REFLECTION ON GROWING
UP MODERN
Reading
Hegel, like reading Kant, is like doing archaeology
on the buried artifacts of one's own consciousness.
At least that is the case for anyone whose mind took
form before the modernist orthodoxy broke apart in
the wake of the revolutionary 1960s. In particular, I
find in this text the affirmation of several tenets
of my formal education:
--the
absolute truth is approachable through the exercise
of the rational mind;
--the
apprehension of truth by human society is
progressive;
--history
evolves; and therefore qualities of human life, such
as freedom, can progress from less to more.
Tenets
such as these were not drummed into me by rote. They
were not even taught in any direct way. They were
interwoven in the very substance of what I studied.
Without assuming them, I would have been able to make
no sense of the materials put in front of me for
study. Professors did not expect me to argue the
validity of such tenets. But they expected me to
understand that our texts and the world that produced
our texts would be incomprehensible if I did not view
them as the products of such a vision.
For
a random example, I landed on Matthew Arnold's speech
at Eton, published in his Irish Essays
of 1882. The speech purports to trace the changing
uses of the Greek word for "flexibility" (eutrapelos,
eutrapelia) through the centuries of classical
history. Arnold manages to use the word as a thread
that ties together the rise and fall of Dorian and
Ionian culture and the rise of Christianity; and, as
one might expect, he finishes with an application of
his classical excursion to the moral imperatives of
Victorian England. The moral for the Etonian audience
is this:
that man has to make
progress along diverse lines,
in obedience to a
diversity of aspirations and powers,
the sum of which is truly
his nature; and that he fails
and falls short until he
learns to advance upon them all,
and to advance upon them
harmoniously.
(Craig Hardin and J.
M. Thomas. Eds. English Prose of the
Nineteenth Century. New York:
Appleton-Century-Crofts, Inc., 1929, p. 598.)
The
Hegel-like refrain of historical dialectic in this
bit of Arnoldiana could be found in countless texts
from the authors of modernity.
But
I did not think of such texts as expressive of a
Hegelian vision. I knew that this was the vision of
the world my generation inherited. The many voices of
the literary canon, which we studied, conveyed it
implicitly or explicitly. And, of course, it was not
exclusively Hegelian anyway; it was the sum of what
we now call cultural production on a host of fronts
over the course of a couple of centuries.
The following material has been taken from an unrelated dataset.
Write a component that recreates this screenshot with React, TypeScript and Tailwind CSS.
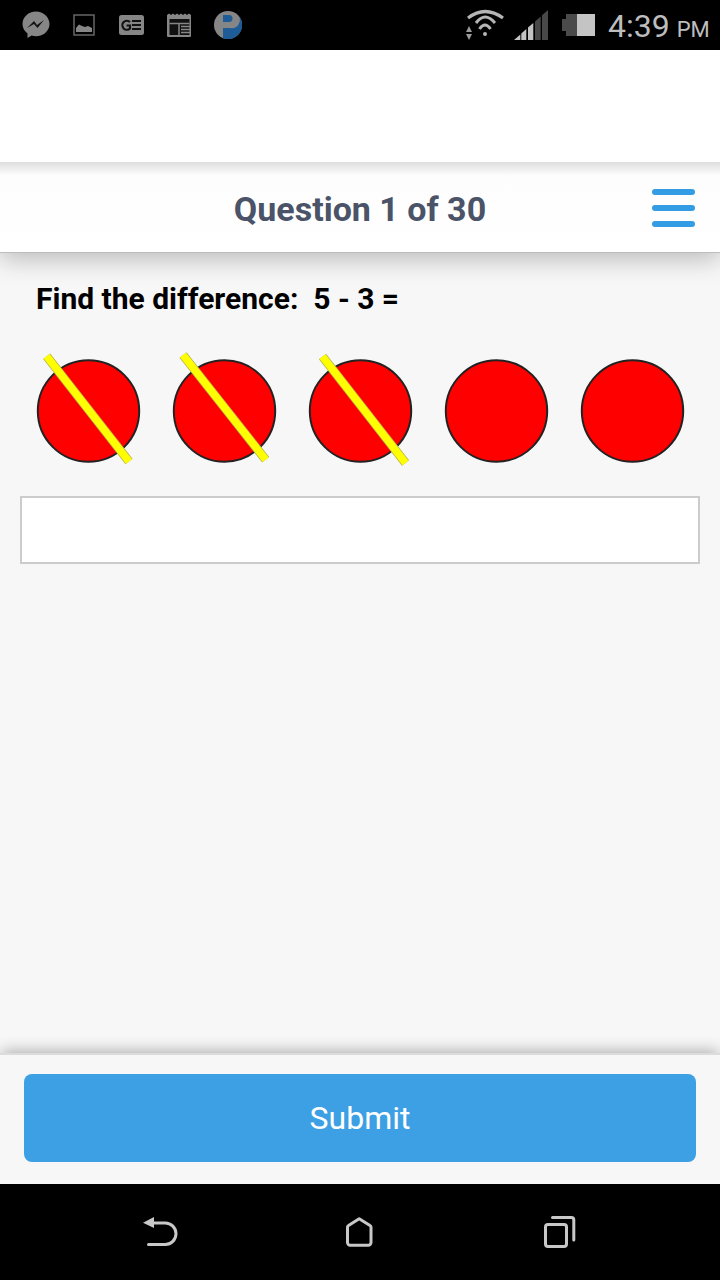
const circles = [
  { slash: [46.7, 356.3, 129, 461.5] },
  { slash: [183, 355, 265.700, 459.800] },
  { slash: [322.500, 356.500, 405.500, 463] },
  {},
  {},
];

function Ball({ i, slash }: { i: number; slash?: number[] }) {
  const left = 20 + i * 136;
  return (
    <div className="w-[136px] h-[128px] flex items-center justify-center">
      <svg width="136" height="128" viewBox="0 0 136 128">
        <circle cx="68.5" cy="64" r="50.700" fill="#ff0000" stroke="#222" strokeWidth="2" />
        {slash && (
          <line
            x1={slash[0] - left}
            y1={slash[1] - 347}
            x2={slash[2] - left}
            y2={slash[3] - 347}
            stroke="#b5b54a"
            strokeWidth="9"
          />
        )}
        {slash && (
          <line
            x1={slash[0] - left}
            y1={slash[1] - 347}
            x2={slash[2] - left}
            y2={slash[3] - 347}
            stroke="#ffff00"
            strokeWidth="7.500"
          />
        )}
      </svg>
    </div>
  );
}

function StatusLeft() {
  return (
    <div className="flex items-center">
      <svg width="28" height="28" viewBox="0 0 28 28" className="ml-[22px]">
        <path d="M14 .5C6.500 .5 .5 6 .5 13c0 4 2 7.200 5 9.500V27l4.200-2.400c1.400.4 2.800.6 4.300.6 7.500 0 13.500-5.400 13.500-12.200S21.500 .5 14 .5z" fill="#868686" />
        <path d="M5 17l7-7 3 4 7-5-6.500 8-3.500-4z" fill="#111" />
      </svg>
      <svg width="22" height="22" viewBox="0 0 22 22" className="ml-[23px]">
        <rect x="1" y="1" width="20" height="20" fill="none" stroke="#666" strokeWidth="1.500" />
        <path d="M3 18v-4l3-3.500 3 1.500 3 1 3-1 4 2v4z" fill="#868686" />
      </svg>
      <svg width="26" height="22" viewBox="0 0 26 22" className="ml-[24px]">
        <rect x="0" y="1" width="25" height="20" rx="2.500" fill="#868686" />
        <path d="M11 8A4.500 4.500 0 1 0 11 14.500V11.500H7.500" fill="none" stroke="#111" strokeWidth="2.200" />
        <path d="M13 7H22M13 11H22M13 15H22" stroke="#111" strokeWidth="2" />
      </svg>
      <svg width="26" height="24" viewBox="0 0 26 24" className="ml-[22px]">
        <path d="M0 2l2-1.500 2 1.500 2-1.500 2 1.500 2-1.500 2 1.500 2-1.500 2 1.500 2-1.500 2 1.500 2-1.500 2 1.500V23a1 1 0 0 1-1 1H1a1 1 0 0 1-1-1z" fill="#868686" />
        <path d="M2.500 6h20v16h-20z" fill="#111" />
        <path d="M2.500 10.500h20M12 10.500V22" stroke="#868686" strokeWidth="1.500" />
        <path d="M14 13.500h9M14 16.500h9M14 19.500h9" stroke="#868686" strokeWidth="1.500" />
      </svg>
      <svg width="28" height="28" viewBox="0 0 28 28" className="ml-[21px]">
        <circle cx="14" cy="14" r="14" fill="#868686" />
        <path d="M9 27.200V17H16A8 8 0 0 0 24 4.200A14 14 0 0 1 9 27.200z" fill="#1d5c96" />
        <path d="M9 4H15a3.500 3.500 0 0 1 3.500 3.500A3.500 3.500 0 0 1 15 11H9z" fill="#1d5c96" />
      </svg>
    </div>
  );
}

function StatusRight() {
  return (
    <div className="flex items-center">
      <svg width="38" height="34" viewBox="0 0 38 34">
        <path d="M2 10Q19 -3 37 10" fill="none" stroke="#b5b5b5" strokeWidth="3.200" />
        <path d="M10 15Q19 3 29 15" fill="none" stroke="#b5b5b5" strokeWidth="3" />
        <path d="M13.500 21Q19 13 24.500 21" fill="none" stroke="#b5b5b5" strokeWidth="3" />
        <circle cx="19" cy="26" r="2" fill="#b5b5b5" />
        <path d="M0 24l3-6 3 6zM0 26l3 6 3-6z" fill="#9a9a9a" />
      </svg>
      <svg width="34" height="30" viewBox="0 0 34 30" className="ml-[10px]">
        <path d="M0 30L6.300 24.400V30z" fill="#c4c4c4" />
        <path d="M7.300 23.600L12.300 19.100V30H7.300z" fill="#c4c4c4" />
        <path d="M14 17.600L19.300 13V30H14z" fill="#c4c4c4" />
        <path d="M21 11.500L26.700 6.500V30H21z" fill="#484848" />
        <path d="M28 5.300L34 0V30H28z" fill="#484848" />
      </svg>
      <div className="ml-[14px] flex items-center h-[22px]">
        <div className="w-[4px] h-[12px] bg-[#4a4a4a]" />
        <div className="w-[11px] h-[22px] bg-[#4a4a4a]" />
        <div className="w-[18px] h-[22px] bg-[#c4c4c4]" />
      </div>
      <div className="ml-[13px] mt-[1px] w-[112px] text-[#bdbdbd] whitespace-nowrap font-['Roboto',sans-serif] leading-none">
        <span className="text-[32px]">4:39</span>
        <span className="text-[22px] ml-[7px]">PM</span>
      </div>
    </div>
  );
}

export default function App() {
  return (
    <div className="w-[720px] h-[1280px] flex flex-col bg-[#f7f7f7] overflow-hidden font-['Roboto',sans-serif]">
      <div className="relative z-20 h-[50px] bg-black flex items-center justify-between shrink-0">
        <StatusLeft />
        <StatusRight />
      </div>
      <div className="relative z-20 h-[112px] bg-white shrink-0" />
      <div className="relative z-10 h-[91px] pt-[4px] shrink-0 bg-gradient-to-b from-[#dedede] via-[#fdfdfd] via-[15%] to-[#ffffff] flex items-center justify-center shadow-[0_6px_24px_rgba(0,0,0,0.25)] border-b border-[#bdbdbd]">
        <h1 className="text-[34px] font-bold text-[#4a5368] leading-none">Question 1 of 30</h1>
        <div className="absolute left-[652px] top-[27px] w-[43px] flex flex-col gap-[10px]">
          <div className="h-[6px] rounded-full bg-[#339ce3]" />
          <div className="h-[6px] rounded-full bg-[#339ce3]" />
          <div className="h-[6px] rounded-full bg-[#339ce3]" />
        </div>
      </div>
      <div className="flex-1 flex flex-col px-[20px]">
        <p className="pl-[16px] pt-[28px] text-[30px] leading-[36px] font-bold text-black whitespace-pre">Find the difference:  5 - 3 =</p>
        <div className="flex mt-[30px]">
          {circles.map((c, i) => (
            <Ball key={i} i={i} slash={c.slash} />
          ))}
        </div>
        <div className="mt-[21px] h-[68px] border-2 border-[#cccccc] bg-white" />
      </div>
      <div className="relative h-[131px] shrink-0 bg-[#f7f7f7] border-t-2 border-[#dcdcdc] shadow-[0_-4px_14px_-2px_rgba(0,0,0,0.3)] px-[24px] pt-[19px]">
        <button className="w-full h-[88px] rounded-[8px] bg-[#3d9fe4] text-white text-[32px] leading-none">Submit</button>
      </div>
      <div className="relative z-10 h-[96px] shrink-0 bg-black flex items-center pl-[141px]">
        <svg width="38" height="34" viewBox="0 0 38 34">
          <path d="M2 7.700L13 2V13z" fill="#c8c8c8" />
          <path d="M12 8H24.250A10.750 10.750 0 0 1 24.250 29.500H7.500" fill="none" stroke="#c8c8c8" strokeWidth="3" strokeLinecap="round" />
        </svg>
        <svg width="30" height="34" viewBox="0 0 30 34" className="ml-[166px]">
          <path d="M14.200 3.800L25 10.500a2 2 0 0 1 1 1.700V27.500a2.700 2.700 0 0 1-2.700 2.700H5.200a2.700 2.700 0 0 1-2.700-2.700V12.200a2 2 0 0 1 1-1.700z" fill="none" stroke="#c8c8c8" strokeWidth="3" strokeLinejoin="round" />
        </svg>
        <svg width="34" height="34" viewBox="0 0 34 34" className="ml-[168px]">
          <rect x="2.500" y="9.500" width="21" height="22" rx="2.500" fill="none" stroke="#c8c8c8" strokeWidth="3" />
          <path d="M9.500 2.500H28.300a2.500 2.500 0 0 1 2.500 2.500V25" fill="none" stroke="#c8c8c8" strokeWidth="3" strokeLinecap="round" />
        </svg>
      </div>
    </div>
  );
}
Institutionalized as liberal humanism in the American
academy, it determined the mental architecture of the
generations that we now can look back upon as
"modern"--of which I must count myself a
member.
I
visited Hegel's text not only to see some of the
lathes and joists behind the facade of that modern
mental architecture. I also wanted to visit Hegel's
thought for itself. There is a freshness in old texts
that are read without the baggage of their history.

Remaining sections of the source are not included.